By Skyler Lee
I have always felt called to adopt children; although I’m not at that point in my life yet, I have researched everything I can think of related to the topic over the years so I am prepared when I do choose to adopt. I even find myself in conversations regarding the topic frequently since I’m so passionate about it. However, as I have discussed adoption with more and more people I have come to realize there are quite a few misconceptions surrounding this topic. Therefore, I would like to debunk the most common adoption myths I have encountered.
1. “No one can love my kid as much as I can. After all they won’t share a biological connection.”
Believe it or not, you can raise someone to whom you are not related and love them unconditionally and without boundaries. This premise is the entire concept behind Godparents. Many times, parents appoint their best friends to raise their children in the event something happens to them. The parents trust their close friends will love their friends’ kids just as much as they do their own (if they have their own already). Simply because they do not share genetics does not mean they are not fully capable of being great parents. Furthermore, have you ever loved a friend so much you would die for them? Have you ever fallen in love? An adoptive parent can love your child just as much as you can. In fact, many adoptive parents cannot have children naturally and they have waited their whole lives to love your child as their own.
2. “No one will want my baby. There’s already too many kids up for adoption and not enough families waiting to adopt.”
Placing your child for adoption does not have to be a guessing game. If you are the birth parents, placing your child is free and you can work with an agency to even pick the family for your child before your baby is born. You can meet with them and talk with them to ensure you are picking the perfect family. While there are many kids in foster care awaiting forever homes, most couples waiting to adopt would prefer a baby. In fact, in the United States, there are 36 adoptive families waiting to adopt for every one baby born and placed for adoption.
3. “Adoption is too expensive.”
Using an agency can be expensive, but that is never an excuse not to adopt if you feel it is your calling. There are adoption grants available and many couples have actually had their entire adoption funded through applying for this free money and doing fun fundraisers. Most applications simply require you to tell your story. Additionally, babies are more expensive to adopt because of the demand. However, there are plenty of children who have gone through the foster system who are now legally free from their parents and ready to be adopted. The last reported statistics actually show there are over 117,000 children in foster care awaiting a forever family. Adopting out of the foster system is typically cheaper than using an agency if it costs anything at all.
4. “If I place my child for adoption I’ll never get to see them again.”
Many people falsely assume once you place your child for adoption you can never see them again. This is not true in all cases and is completely up to you. Open adoption is a type of adoption which allows the biological and adoptive parents to get to know each other before the baby is born and have a relationship thereafter. Though closed adoption relationships vary based on the preferences and standards set during the adoption process, you can request to have pictures, contact, and even visits with your child.
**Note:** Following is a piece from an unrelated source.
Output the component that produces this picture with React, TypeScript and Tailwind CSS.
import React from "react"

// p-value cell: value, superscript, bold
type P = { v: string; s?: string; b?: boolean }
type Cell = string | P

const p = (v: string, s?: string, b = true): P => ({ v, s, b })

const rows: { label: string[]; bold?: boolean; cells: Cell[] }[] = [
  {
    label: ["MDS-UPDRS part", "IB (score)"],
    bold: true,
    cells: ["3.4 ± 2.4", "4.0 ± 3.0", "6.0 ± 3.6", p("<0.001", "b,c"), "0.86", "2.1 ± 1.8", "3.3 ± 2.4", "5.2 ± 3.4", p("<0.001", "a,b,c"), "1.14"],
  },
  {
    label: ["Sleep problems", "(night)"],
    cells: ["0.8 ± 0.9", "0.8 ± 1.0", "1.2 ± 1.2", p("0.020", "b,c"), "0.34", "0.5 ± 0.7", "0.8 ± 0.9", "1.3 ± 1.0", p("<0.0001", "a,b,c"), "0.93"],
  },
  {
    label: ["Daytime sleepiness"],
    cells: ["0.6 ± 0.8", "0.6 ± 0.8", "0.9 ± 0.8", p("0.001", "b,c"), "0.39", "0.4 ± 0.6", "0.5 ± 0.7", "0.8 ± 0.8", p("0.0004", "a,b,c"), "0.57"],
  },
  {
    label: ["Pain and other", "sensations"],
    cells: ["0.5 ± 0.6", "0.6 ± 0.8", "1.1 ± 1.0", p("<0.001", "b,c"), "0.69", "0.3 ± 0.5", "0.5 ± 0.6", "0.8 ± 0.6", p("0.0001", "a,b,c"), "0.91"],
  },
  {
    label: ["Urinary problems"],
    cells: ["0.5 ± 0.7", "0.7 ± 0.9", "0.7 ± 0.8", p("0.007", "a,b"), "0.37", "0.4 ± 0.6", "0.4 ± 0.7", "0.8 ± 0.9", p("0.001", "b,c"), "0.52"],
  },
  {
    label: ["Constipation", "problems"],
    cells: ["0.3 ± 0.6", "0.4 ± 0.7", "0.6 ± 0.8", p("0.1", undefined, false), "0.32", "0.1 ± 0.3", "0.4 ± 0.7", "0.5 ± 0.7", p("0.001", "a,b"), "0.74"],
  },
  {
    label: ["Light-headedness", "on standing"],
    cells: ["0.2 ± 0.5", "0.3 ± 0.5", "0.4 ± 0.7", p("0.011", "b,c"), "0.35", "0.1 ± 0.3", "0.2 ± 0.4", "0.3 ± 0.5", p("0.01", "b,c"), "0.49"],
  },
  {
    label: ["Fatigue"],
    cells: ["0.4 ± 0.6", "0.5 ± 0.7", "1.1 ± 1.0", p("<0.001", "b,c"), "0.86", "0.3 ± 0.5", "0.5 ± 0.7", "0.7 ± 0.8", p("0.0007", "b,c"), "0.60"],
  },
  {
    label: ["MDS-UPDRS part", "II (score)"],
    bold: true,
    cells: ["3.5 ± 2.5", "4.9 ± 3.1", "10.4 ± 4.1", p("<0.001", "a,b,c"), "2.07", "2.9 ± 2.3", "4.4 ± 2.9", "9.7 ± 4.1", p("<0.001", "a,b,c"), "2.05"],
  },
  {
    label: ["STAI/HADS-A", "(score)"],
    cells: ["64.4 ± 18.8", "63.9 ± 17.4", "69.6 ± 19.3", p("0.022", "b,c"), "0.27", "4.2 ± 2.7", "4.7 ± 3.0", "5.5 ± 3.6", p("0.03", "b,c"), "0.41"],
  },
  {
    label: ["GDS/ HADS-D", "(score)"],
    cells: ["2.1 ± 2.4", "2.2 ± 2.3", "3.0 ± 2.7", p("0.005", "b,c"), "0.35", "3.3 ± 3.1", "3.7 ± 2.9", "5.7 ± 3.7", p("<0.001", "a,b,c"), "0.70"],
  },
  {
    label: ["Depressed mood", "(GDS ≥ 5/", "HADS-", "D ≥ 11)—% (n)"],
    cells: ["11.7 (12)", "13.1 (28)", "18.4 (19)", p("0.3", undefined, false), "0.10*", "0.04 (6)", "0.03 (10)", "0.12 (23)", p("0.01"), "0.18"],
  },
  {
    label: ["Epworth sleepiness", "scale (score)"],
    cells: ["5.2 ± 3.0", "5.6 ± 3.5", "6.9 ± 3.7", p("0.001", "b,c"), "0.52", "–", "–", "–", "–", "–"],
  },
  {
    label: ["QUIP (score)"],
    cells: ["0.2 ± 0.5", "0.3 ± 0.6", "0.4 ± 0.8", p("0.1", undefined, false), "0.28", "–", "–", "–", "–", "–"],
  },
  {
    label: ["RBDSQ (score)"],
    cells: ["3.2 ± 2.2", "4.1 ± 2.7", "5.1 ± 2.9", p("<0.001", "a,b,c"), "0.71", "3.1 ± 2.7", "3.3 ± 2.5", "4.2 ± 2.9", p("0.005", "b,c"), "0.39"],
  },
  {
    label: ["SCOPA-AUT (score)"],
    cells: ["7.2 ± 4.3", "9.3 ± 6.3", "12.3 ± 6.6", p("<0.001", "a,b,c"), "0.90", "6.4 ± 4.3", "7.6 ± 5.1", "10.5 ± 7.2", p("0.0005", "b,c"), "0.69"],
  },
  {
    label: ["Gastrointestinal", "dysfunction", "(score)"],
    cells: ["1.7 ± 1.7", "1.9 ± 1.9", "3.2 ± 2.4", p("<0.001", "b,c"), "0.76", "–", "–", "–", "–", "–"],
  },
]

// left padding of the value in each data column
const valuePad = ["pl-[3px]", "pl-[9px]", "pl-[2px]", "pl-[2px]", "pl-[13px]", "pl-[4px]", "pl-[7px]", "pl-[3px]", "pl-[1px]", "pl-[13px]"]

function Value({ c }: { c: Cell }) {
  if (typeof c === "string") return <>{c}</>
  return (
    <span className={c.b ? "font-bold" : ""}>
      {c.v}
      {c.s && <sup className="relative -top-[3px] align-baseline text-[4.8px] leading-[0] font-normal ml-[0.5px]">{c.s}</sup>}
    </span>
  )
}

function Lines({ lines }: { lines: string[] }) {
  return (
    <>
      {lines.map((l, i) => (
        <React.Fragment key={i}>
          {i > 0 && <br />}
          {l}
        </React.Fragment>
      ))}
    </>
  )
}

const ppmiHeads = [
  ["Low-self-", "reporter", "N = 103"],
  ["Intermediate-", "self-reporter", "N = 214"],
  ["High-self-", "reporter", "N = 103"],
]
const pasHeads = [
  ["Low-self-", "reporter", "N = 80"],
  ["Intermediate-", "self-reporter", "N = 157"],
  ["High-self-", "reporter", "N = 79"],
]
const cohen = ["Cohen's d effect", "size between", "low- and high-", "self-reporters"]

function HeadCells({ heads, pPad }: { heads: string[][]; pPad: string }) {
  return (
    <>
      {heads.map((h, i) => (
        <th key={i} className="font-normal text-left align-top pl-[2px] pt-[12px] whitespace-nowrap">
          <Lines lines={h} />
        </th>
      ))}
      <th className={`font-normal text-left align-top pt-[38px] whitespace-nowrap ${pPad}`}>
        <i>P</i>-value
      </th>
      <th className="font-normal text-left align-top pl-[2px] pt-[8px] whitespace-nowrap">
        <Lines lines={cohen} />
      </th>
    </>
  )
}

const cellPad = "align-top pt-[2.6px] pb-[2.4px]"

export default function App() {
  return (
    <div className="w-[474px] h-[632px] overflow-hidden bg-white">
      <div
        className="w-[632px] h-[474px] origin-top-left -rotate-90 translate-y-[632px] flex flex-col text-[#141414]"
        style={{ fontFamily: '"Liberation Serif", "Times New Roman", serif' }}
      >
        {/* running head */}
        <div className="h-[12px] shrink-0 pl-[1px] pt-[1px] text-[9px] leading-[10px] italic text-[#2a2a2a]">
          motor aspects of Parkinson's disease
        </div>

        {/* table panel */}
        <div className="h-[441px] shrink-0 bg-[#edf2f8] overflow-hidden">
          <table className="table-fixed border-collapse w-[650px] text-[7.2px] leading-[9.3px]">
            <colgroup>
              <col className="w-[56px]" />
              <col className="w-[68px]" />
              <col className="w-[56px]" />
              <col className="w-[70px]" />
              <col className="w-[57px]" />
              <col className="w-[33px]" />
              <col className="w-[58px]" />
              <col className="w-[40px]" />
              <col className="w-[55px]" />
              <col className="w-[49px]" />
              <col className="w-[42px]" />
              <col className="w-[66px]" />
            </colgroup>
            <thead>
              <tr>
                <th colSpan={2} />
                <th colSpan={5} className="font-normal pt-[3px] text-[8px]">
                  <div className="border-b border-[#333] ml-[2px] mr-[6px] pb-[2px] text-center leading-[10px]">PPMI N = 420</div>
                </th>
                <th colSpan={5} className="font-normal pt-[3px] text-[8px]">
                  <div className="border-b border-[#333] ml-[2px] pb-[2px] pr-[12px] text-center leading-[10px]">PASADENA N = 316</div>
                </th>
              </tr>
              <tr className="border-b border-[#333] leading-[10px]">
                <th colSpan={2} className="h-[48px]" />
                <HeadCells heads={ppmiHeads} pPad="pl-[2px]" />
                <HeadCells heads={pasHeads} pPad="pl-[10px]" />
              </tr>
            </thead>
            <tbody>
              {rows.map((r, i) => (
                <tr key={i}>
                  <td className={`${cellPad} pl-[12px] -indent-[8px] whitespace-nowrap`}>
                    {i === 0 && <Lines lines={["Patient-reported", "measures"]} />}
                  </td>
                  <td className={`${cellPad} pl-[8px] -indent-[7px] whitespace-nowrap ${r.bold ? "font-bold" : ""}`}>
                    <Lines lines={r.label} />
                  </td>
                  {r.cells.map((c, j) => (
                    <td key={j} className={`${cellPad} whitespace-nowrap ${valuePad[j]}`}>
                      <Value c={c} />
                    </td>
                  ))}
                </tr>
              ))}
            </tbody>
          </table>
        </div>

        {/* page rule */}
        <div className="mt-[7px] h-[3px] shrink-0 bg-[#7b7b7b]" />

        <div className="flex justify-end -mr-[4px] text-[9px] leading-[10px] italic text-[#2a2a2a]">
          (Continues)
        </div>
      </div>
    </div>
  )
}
In past years, many adoptions were closed, and neither biological nor adoptive parents had each other’s contact information. However, this practice has dramatically changed in recent years. In fact, according to a 2013 survey, 55% of adoptions are open.
Overall, I hope this article helps more people be at ease with both placing their children for adoption and even possibly expanding their family through adoption. I understand the process can be a scary or mysterious concept to many people but knowing the facts and even just discussing the topic openly whether that’s with a friend or caseworker is the first step in truly realizing adoption is the life-changing, life-saving, and loving option.
The views and opinions expressed in this article are those of the author and do not necessarily reflect the official position of Human Defense Initiative.